Information shown:

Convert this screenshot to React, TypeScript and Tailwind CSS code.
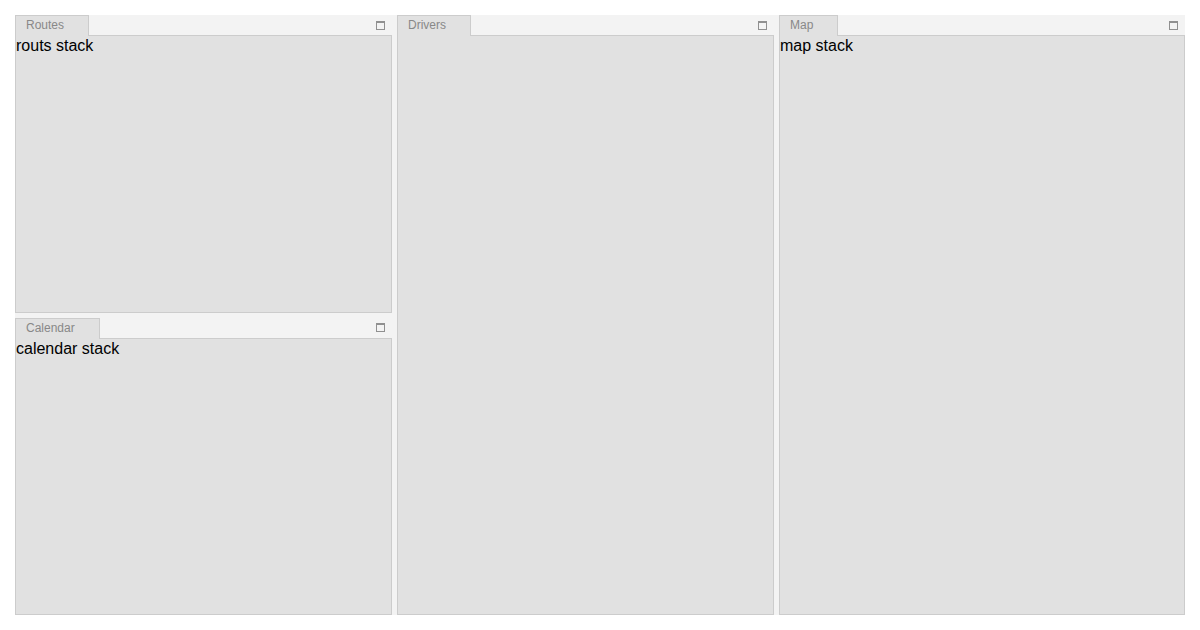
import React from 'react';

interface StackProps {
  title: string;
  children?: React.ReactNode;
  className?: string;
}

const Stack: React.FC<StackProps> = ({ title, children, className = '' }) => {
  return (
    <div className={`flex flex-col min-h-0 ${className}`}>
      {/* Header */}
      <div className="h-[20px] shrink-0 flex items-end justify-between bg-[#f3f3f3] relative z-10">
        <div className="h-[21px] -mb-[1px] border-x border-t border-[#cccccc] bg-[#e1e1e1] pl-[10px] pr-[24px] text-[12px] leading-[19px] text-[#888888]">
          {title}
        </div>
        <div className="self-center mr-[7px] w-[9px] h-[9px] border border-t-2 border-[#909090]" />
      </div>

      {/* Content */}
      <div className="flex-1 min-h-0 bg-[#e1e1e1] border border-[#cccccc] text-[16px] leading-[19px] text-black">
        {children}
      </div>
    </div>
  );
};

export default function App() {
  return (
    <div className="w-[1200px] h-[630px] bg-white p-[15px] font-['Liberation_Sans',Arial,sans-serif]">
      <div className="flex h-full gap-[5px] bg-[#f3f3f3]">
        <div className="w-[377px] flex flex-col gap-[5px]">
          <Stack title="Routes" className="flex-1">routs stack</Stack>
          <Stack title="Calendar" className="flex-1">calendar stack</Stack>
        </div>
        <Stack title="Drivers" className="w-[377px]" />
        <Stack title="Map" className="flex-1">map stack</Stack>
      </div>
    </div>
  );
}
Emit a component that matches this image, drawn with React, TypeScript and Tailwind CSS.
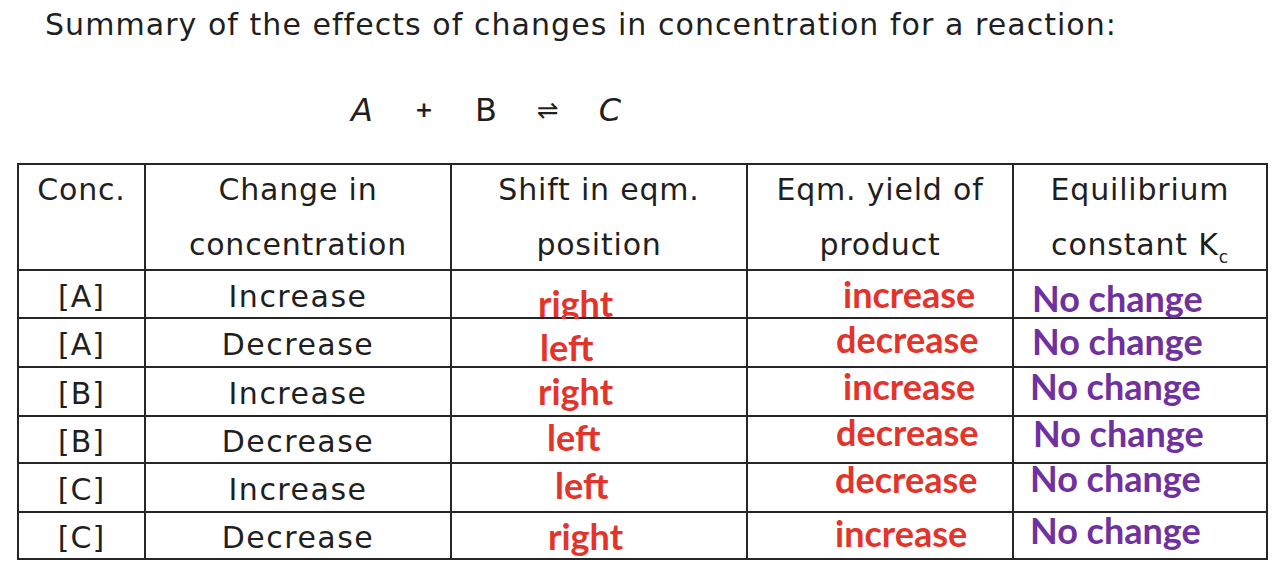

Exercise details:
Write out the material above once more, exactly as it reads, with no pictures.

Correct output:
Convert this screenshot to React, TypeScript and Tailwind CSS code.
import React from 'react';

interface StackProps {
  title: string;
  children?: React.ReactNode;
  className?: string;
}

const Stack: React.FC<StackProps> = ({ title, children, className = '' }) => {
  return (
    <div className={`flex flex-col min-h-0 ${className}`}>
      {/* Header */}
      <div className="h-[20px] shrink-0 flex items-end justify-between bg-[#f3f3f3] relative z-10">
        <div className="h-[21px] -mb-[1px] border-x border-t border-[#cccccc] bg-[#e1e1e1] pl-[10px] pr-[24px] text-[12px] leading-[19px] text-[#888888]">
          {title}
        </div>
        <div className="self-center mr-[7px] w-[9px] h-[9px] border border-t-2 border-[#909090]" />
      </div>

      {/* Content */}
      <div className="flex-1 min-h-0 bg-[#e1e1e1] border border-[#cccccc] text-[16px] leading-[19px] text-black">
        {children}
      </div>
    </div>
  );
};

export default function App() {
  return (
    <div className="w-[1200px] h-[630px] bg-white p-[15px] font-['Liberation_Sans',Arial,sans-serif]">
      <div className="flex h-full gap-[5px] bg-[#f3f3f3]">
        <div className="w-[377px] flex flex-col gap-[5px]">
          <Stack title="Routes" className="flex-1">routs stack</Stack>
          <Stack title="Calendar" className="flex-1">calendar stack</Stack>
        </div>
        <Stack title="Drivers" className="w-[377px]" />
        <Stack title="Map" className="flex-1">map stack</Stack>
      </div>
    </div>
  );
}
Emit a component that matches this image, drawn with React, TypeScript and Tailwind CSS.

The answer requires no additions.